Both Bank One and J.P. Morgan have fairly acquisitive pasts. Bank One sent its management team packing in 1999 after performing miserably following a merger with First Chicago. J.P. Morgan's merger with Chase Manhattan has perhaps predictably failed to produce the economies of scale that management sold to investors as benefits.

In the deal, J.P. Morgan will get a Midwest-centric branch system to complement its network on the East Coast. It will also get about another $500 million in private banking assets under management to go along with its $24 billion portfolio. And it will take over one of the largest credit card operations in the country. (My card's purple.)

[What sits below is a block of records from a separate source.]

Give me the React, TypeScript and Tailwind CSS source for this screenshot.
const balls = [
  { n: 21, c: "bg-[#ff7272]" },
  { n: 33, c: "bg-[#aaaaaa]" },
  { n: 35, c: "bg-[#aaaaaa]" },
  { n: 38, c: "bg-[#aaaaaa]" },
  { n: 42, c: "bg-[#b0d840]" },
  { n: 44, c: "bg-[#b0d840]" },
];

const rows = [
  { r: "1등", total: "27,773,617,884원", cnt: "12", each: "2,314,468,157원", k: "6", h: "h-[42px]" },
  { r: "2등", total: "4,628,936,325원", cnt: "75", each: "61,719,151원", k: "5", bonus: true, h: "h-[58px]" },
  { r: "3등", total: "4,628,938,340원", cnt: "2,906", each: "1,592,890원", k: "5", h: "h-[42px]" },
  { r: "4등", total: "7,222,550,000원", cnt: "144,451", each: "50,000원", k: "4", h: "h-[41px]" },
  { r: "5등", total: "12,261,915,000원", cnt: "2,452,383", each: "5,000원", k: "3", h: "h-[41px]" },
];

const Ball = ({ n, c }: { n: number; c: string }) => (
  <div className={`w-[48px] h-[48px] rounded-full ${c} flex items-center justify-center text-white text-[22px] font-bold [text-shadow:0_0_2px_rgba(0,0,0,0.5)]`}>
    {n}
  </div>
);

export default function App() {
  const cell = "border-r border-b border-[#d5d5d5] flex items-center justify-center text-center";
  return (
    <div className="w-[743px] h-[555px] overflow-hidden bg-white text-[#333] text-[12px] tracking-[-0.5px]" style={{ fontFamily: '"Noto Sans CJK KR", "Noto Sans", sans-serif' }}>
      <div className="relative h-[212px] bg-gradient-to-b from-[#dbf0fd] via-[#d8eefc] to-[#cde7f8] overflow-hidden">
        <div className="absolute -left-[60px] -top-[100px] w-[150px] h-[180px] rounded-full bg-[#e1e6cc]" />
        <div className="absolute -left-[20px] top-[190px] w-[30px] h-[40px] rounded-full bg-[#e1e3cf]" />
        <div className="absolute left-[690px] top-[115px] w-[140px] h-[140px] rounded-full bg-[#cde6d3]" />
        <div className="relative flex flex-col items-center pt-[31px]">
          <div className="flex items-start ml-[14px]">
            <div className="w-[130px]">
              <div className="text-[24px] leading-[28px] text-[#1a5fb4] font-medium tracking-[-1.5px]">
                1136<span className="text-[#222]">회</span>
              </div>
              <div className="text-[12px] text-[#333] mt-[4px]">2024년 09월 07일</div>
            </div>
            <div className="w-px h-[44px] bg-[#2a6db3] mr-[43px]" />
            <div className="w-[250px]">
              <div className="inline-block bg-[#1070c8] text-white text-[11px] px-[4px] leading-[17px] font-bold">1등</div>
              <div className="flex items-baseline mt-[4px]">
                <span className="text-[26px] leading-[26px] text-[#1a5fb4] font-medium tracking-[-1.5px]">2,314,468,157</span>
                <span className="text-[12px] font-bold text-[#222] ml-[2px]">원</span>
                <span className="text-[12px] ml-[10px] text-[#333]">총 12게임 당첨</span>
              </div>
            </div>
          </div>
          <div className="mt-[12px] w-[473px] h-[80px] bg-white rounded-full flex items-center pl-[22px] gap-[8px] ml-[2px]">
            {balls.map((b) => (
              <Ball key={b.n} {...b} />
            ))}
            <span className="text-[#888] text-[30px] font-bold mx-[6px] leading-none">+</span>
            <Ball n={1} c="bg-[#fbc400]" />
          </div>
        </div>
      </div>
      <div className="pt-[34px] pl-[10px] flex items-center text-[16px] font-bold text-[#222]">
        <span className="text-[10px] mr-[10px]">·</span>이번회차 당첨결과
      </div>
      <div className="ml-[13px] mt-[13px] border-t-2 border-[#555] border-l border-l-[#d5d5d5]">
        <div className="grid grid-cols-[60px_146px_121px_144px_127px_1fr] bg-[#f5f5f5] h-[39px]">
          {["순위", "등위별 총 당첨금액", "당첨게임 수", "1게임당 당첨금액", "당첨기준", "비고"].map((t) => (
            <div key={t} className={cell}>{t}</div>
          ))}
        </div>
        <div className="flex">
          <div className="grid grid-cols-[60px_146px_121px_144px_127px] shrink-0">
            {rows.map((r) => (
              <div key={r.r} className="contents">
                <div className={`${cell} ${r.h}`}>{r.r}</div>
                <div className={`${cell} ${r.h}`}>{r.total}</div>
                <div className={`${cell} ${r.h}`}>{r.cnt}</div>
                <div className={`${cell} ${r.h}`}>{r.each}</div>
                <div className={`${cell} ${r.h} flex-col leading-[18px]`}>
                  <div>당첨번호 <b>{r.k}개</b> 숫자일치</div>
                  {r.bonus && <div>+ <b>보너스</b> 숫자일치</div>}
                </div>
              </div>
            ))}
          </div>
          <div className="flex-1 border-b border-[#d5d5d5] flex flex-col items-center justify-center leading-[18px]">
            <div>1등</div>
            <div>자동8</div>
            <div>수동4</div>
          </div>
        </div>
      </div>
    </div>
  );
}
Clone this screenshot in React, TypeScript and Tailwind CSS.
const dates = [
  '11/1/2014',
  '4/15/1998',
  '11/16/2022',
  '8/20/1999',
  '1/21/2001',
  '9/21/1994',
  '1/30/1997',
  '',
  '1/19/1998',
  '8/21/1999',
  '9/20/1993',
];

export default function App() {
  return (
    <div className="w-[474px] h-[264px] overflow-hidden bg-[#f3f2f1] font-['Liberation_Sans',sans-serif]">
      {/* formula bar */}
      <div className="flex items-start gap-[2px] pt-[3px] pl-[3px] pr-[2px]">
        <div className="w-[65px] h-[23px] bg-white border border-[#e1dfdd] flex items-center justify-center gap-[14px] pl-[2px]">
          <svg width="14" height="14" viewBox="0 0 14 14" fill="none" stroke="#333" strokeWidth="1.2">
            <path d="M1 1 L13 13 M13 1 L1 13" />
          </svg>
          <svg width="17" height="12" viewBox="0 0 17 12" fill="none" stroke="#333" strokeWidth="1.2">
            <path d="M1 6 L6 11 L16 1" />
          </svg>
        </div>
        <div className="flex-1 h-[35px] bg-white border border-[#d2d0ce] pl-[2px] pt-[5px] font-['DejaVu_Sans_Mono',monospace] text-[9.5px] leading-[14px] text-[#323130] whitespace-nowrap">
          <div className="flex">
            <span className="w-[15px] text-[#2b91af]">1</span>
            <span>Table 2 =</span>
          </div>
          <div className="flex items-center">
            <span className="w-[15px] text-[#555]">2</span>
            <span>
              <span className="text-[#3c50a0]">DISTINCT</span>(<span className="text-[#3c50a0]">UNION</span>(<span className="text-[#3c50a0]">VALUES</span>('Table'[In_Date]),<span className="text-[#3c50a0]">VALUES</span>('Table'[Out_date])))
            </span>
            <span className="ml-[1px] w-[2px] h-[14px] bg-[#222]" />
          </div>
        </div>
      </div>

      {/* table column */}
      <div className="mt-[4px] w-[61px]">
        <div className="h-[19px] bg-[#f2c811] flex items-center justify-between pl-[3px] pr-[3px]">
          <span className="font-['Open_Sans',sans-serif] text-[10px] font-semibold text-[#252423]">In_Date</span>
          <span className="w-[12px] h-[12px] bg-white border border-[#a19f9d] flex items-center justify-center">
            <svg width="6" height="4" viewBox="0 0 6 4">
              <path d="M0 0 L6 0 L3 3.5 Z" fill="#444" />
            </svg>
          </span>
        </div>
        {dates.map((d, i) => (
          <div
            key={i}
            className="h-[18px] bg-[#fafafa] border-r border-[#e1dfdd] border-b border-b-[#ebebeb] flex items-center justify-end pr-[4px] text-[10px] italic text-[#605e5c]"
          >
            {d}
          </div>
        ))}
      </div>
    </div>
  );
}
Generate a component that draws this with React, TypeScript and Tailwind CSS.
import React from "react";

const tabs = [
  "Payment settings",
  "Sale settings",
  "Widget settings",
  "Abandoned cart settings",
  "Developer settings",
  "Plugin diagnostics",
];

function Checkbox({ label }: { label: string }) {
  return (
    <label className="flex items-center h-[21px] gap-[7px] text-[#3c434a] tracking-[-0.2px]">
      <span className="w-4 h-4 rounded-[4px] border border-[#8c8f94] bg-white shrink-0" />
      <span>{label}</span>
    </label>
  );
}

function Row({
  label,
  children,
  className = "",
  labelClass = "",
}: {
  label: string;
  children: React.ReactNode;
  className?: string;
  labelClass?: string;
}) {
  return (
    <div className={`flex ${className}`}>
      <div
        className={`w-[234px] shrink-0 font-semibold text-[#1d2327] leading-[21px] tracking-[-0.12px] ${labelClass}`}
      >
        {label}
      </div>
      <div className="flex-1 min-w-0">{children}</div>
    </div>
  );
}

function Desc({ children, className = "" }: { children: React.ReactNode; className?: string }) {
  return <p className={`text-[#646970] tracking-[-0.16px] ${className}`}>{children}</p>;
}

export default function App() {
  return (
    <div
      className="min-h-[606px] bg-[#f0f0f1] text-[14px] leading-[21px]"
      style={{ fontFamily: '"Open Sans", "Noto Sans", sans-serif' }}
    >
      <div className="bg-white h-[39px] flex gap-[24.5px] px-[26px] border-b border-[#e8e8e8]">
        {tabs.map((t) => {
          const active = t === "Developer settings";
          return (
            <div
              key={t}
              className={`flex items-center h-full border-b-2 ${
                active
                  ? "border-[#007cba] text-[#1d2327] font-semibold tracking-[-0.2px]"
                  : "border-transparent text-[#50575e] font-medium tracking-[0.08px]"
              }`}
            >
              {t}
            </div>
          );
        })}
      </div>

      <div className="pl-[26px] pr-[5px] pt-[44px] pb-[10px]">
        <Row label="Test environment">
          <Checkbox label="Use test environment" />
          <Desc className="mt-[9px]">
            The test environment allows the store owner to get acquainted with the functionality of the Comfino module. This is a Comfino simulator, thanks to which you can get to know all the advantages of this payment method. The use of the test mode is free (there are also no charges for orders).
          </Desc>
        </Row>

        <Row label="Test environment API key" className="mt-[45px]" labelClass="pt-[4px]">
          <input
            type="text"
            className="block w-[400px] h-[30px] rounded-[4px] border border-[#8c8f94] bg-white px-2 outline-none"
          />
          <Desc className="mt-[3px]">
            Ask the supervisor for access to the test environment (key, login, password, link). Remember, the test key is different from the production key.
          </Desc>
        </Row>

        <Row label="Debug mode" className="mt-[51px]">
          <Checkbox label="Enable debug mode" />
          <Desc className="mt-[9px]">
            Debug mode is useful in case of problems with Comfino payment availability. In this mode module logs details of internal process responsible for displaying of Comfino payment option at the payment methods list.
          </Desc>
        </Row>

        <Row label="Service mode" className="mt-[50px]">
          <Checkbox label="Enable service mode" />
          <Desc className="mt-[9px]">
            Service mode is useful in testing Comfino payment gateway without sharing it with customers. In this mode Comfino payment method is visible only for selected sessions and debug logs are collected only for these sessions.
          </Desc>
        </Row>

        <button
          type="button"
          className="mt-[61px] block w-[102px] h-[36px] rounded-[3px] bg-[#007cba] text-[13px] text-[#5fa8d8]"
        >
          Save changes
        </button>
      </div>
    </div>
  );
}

The Chicago Tribune ran a fairly insightful piece on the merger, noting that it also furthers the career of Bank One's current CEO Jamie Dimon. By most accounts, Dimon has done a good job cleaning up the mess he found when he arrived at Bank One (its recent implication in the mutual fund scandal notwithstanding), but he's an East Coaster and Citibank alumnus. People in the Midwest have wondered nearly since his arrival what he would do to get back to New York. The most bandied-about theory was that he'd engineer a takeover by Citigroup.

But J.P. Morgan may be a more logical choice. CEO William B. Harrison has been thought for some time to be looking to retire and will do so in 2006 under terms of this agreement. A look at Dimon's contract shows that he stands to benefit from the change in control to the tune of several million dollars. But there won't be much change of control, as Dimon will take over the captain's chair of the combined company upon Harrison's departure.

This combination is a continuation of the merger trend started by Bank of America's takeover of FleetBoston (NYSE:FBF) late last year. It may put more pressure on the big regional banks to find dance partners.